Visions Podcast: Vision Models in Manufacturing: Part 2
Key Highlights
- VLMs are transforming manufacturing and robotics by enabling more accurate inspections and safer work environments.
- Integration with digital twins and quality standards creates traceable systems with comprehensive audit logs.
- Practical guidance is provided for plant managers on selecting use cases and measuring ROI of VLM deployments.
- The episode addresses misconceptions about job loss, emphasizing the complementary role of humans and AI.
- VLMs improve inspection safety, consistency, and worker productivity through real-world applications.
Here is the second installment of a two-part podcast on Vision Language Models. In this episode, host Jim Tatum speaks with Dijam Panigrahi, co-founder and COO of GridRaster, about VLMs and their expanding role in machine vision and robotics.
The conversation covers real-world deployments in manufacturing and depot environments, how VLMs integrate with quality standards and digital twins to create living systems with traceability and audit logs, and offers practical guidance for plant managers on selecting use cases and measuring ROI.
The episode also addresses misconceptions about job loss, emphasizes the human-in-the-loop approach, and highlights how VLMs can improve inspection safety, consistency, and worker productivity.
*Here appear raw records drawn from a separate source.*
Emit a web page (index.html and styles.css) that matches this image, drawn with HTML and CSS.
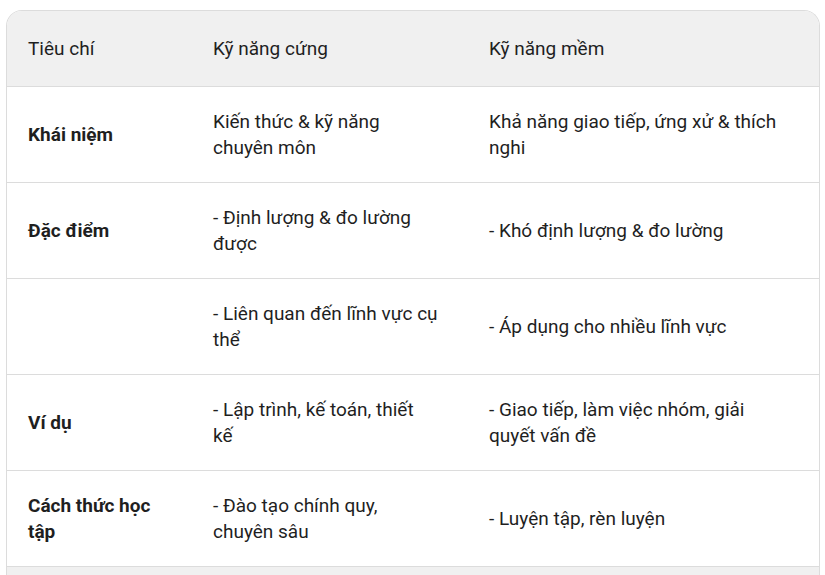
FILE: index.html
```html
<!DOCTYPE html>
<html lang="vi">
<head>
<meta charset="utf-8">
<link rel="stylesheet" href="styles.css">
</head>
<body>
<div class="wrap">
  <table class="tbl">
    <colgroup>
      <col class="c1">
      <col class="c2">
      <col class="c3">
    </colgroup>
    <thead>
      <tr>
        <th>Tiêu chí</th>
        <th>Kỹ năng cứng</th>
        <th>Kỹ năng mềm</th>
      </tr>
    </thead>
    <tbody>
      <tr>
        <td class="lbl">Khái niệm</td>
        <td class="mid">Kiến thức &amp; kỹ năng chuyên môn</td>
        <td>Khả năng giao tiếp, ứng xử &amp; thích nghi</td>
      </tr>
      <tr>
        <td class="lbl">Đặc điểm</td>
        <td class="mid">- Định lượng &amp; đo lường được</td>
        <td>- Khó định lượng &amp; đo lường</td>
      </tr>
      <tr>
        <td class="lbl"></td>
        <td class="mid">- Liên quan đến lĩnh vực cụ thể</td>
        <td>- Áp dụng cho nhiều lĩnh vực</td>
      </tr>
      <tr>
        <td class="lbl">Ví dụ</td>
        <td class="mid">- Lập trình, kế toán, thiết<br>kế</td>
        <td>- Giao tiếp, làm việc nhóm, giải quyết vấn đề</td>
      </tr>
      <tr>
        <td class="lbl">Cách thức học tập</td>
        <td class="mid">- Đào tạo chính quy, chuyên sâu</td>
        <td>- Luyện tập, rèn luyện</td>
      </tr>
    </tbody>
  </table>
  <div class="foot"></div>
</div>
</body>
</html>
```
FILE: styles.css
```css
html, body {
  margin: 0;
  padding: 0;
  background: #ffffff;
}
body {
  padding: 10px 6px 0 6px;
  font-family: Roboto, "Liberation Sans", Arial, sans-serif;
  color: #1f1f1f;
}
.wrap {
  width: 814px;
  box-sizing: border-box;
  border: 1px solid #dcdcdc;
  border-bottom: none;
  border-radius: 16px 16px 0 0;
  overflow: hidden;
}
.tbl {
  width: 100%;
  border-collapse: collapse;
  table-layout: fixed;
  font-size: 19px;
  line-height: 26px;
}
.c1 { width: 185px; }
.c2 { width: 276px; }
.tbl th {
  background: #f0f0f0;
  font-weight: 400;
  text-align: left;
  padding: 25px 24px 24px 21px;
  border-bottom: 1px solid #dcdcdc;
}
.tbl td {
  height: 52px;
  padding: 22px 24px 21px 21px;
  border-bottom: 1px solid #dcdcdc;
  vertical-align: middle;
}
.tbl td.mid {
  padding-right: 29px;
}
.tbl td.lbl {
  font-weight: 700;
}
.foot {
  height: 20px;
  background: #f0f0f0;
}
```
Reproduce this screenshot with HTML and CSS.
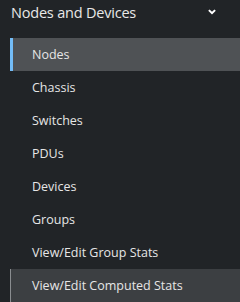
FILE: index.html
```html
<!DOCTYPE html>
<html lang="en">
<head>
  <meta charset="UTF-8">
  <title>Nodes and Devices</title>
  <link rel="stylesheet" href="styles.css">
</head>
<body>

<nav class="nav-grupo">
  <div class="nav-titulo">
    <span>Nodes and Devices</span>
    <svg class="chevron" width="8" height="7" viewBox="0 0 8 7">
      <path d="M0.2 1.8 L1.6 0.4 L4 2.8 L6.4 0.4 L7.8 1.8 L4 5.6 Z" fill="#fff"/>
    </svg>
  </div>
  <ul class="nav-lista">
    <li class="activo">Nodes</li>
    <li>Chassis</li>
    <li>Switches</li>
    <li>PDUs</li>
    <li>Devices</li>
    <li>Groups</li>
    <li>View/Edit Group Stats</li>
    <li class="hover">View/Edit Computed Stats</li>
  </ul>
</nav>

</body>
</html>
```

FILE: styles.css
```css
body {
  margin: 0;
  background: #212427;
  font-family: "Open Sans", sans-serif;
  color: #f0f0f0;
}
.nav-grupo {
  width: 240px;
  height: 302px;
  overflow: hidden;
}
.nav-titulo {
  height: 38px;
  display: flex;
  align-items: flex-start;
  justify-content: space-between;
  padding: 3px 24px 0 11px;
  box-sizing: border-box;
  font-size: 14.5px;
  letter-spacing: -0.2px;
  color: #e8e8e8;
}
.chevron {
  margin-top: 6px;
}
.nav-lista {
  list-style: none;
  margin: 0;
  padding: 0;
}
.nav-lista li {
  height: 33px;
  margin-left: 10px;
  border-left: 3px solid transparent;
  display: flex;
  align-items: center;
  font-size: 12.5px;
  color: #e6e6e6;
  box-sizing: border-box;
  padding-left: 19px;
}
.nav-lista li.activo {
  background: #4f5255;
  border-left-color: #73bcf7;
}
.nav-lista li.hover {
  background: #3c3f42;
  border-left: 1px solid #8a8d90;
  padding-left: 21px;
}
```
Visions: A Machine Vision and Automation Solutions Podcast, is the podcast for engineers, designers, integrators, and end users who want to keep an informed eye on the imaging and machine vision industry. Every Tuesday we will explore the latest in imaging trends, developments and solutions. Here you will find interesting, useful insights and observations from expert interviews, solo episodes, even the occasional panel discussion, all of which aim to expand your knowledge on imaging and machine vision.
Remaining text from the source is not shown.